I use the dirty dishes in my photographs as a metaphor for how the past influences our current projections.

Tuesday, April 1, 2014

Act I, Scene I: After the Death of Two Fathers


"Enter young BERTRAM, Count of Rossillion, his Mother [the COUNTESS], and HELENA, Lord LAFEW, all in black"

Photographs:  Recent Graves






The Countess speaks the first line.  "In delivering my son from me, I bury a second husband."
Her son answers, "And I in going, madam, weep o'er my father's death anew; but I must attend his majesty's command, to whom I am now in ward, evermore in subjection."

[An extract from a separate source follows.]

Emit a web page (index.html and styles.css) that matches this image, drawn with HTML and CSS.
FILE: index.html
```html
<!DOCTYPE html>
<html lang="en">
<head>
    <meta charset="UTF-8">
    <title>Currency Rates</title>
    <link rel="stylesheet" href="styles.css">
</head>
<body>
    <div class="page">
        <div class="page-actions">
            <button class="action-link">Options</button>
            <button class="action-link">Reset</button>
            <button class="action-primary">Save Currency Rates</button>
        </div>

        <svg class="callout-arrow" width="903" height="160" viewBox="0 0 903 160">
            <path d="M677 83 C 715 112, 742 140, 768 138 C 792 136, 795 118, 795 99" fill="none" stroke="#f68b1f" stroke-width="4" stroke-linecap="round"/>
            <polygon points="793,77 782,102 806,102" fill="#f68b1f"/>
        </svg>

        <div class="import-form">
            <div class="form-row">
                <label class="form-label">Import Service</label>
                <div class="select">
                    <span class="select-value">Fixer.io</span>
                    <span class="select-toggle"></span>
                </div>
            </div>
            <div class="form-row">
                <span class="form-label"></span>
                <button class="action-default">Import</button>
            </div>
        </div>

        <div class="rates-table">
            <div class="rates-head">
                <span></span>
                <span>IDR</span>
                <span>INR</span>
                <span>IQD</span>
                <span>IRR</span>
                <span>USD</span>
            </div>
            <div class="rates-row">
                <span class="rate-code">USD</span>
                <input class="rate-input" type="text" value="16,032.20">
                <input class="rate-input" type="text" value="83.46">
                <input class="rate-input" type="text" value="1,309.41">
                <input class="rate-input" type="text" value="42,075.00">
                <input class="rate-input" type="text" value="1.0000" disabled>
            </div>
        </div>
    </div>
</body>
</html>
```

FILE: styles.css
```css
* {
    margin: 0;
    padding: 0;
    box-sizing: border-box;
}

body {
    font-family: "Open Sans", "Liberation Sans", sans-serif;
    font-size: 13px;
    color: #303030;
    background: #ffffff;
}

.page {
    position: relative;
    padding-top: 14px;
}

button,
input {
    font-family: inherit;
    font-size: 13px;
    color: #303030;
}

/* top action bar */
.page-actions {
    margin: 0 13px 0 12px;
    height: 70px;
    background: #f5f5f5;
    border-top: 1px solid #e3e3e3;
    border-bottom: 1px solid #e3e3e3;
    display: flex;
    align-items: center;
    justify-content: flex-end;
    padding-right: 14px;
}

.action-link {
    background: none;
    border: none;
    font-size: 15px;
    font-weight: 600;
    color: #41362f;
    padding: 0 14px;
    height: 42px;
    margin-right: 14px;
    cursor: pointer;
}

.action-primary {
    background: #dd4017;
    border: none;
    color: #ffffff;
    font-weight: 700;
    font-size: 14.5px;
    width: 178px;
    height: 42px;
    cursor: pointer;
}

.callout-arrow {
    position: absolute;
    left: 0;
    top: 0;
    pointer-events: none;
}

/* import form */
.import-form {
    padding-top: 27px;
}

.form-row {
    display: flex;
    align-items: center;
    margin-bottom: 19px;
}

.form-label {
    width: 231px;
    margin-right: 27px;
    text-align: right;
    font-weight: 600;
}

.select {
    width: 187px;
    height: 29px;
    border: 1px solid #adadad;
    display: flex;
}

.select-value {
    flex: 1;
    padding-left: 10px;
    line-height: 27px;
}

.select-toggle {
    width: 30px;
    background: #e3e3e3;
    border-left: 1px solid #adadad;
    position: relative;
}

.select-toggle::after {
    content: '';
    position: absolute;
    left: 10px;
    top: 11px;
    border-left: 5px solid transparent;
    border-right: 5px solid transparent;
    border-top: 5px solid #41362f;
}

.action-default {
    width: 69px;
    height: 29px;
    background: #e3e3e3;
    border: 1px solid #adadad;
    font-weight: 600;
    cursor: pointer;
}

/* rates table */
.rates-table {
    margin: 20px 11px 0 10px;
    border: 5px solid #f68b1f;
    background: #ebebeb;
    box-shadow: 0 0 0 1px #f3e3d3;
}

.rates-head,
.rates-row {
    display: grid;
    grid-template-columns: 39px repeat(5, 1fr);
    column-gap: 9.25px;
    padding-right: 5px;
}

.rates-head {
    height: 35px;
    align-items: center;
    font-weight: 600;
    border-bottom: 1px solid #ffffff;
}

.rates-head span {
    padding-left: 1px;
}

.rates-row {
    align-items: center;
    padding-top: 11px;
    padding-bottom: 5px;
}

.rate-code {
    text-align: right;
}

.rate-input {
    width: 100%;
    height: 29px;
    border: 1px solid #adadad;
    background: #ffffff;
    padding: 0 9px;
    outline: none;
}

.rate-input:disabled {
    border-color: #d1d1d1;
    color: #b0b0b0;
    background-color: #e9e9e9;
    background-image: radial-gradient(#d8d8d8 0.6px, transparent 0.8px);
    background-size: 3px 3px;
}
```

I don't know if I believe in his grief as he expresses it, or in his displeasure of going to court.  Throughout the play he seems eager to move, and court is certainly a move to more worldly experience.  It is possible that he does chafe under his lack of choice, and that he doesn't have the ability to influence whether he stays or goes.  Later we see how he rebels against a lack of marital choice.

Here Bertram complains of the bond of ward, as if he is made more servile than he would like.  His father had say of him before; now the King has taken over that right.  Perhaps Bertram does feel cornered by authority.  He could be both happy to leave, and bristling.

Lafew says, "You shall find of the king a husband, madam; you, sir, a father."

We learn that the King is sick with a problem with his chest.  He is a third father, and in danger of following the other two into death.  Paternal authority is being undermined by death and illness.


Photographing Shakespeare

In this blog I will interpret Shakespeare's "All's Well That Ends Well" with photographs. I began yesterday by photographing graves, not the typical spring endeavor, but "All's Well That Ends Well" gets its start after the recent deaths of two men.   

In the first scene, we meet Bertram and Helena.  Bertram has lost his father, the Count, and Helena her father, a renowned physician.  My grave photographs represent the losses that propel both characters.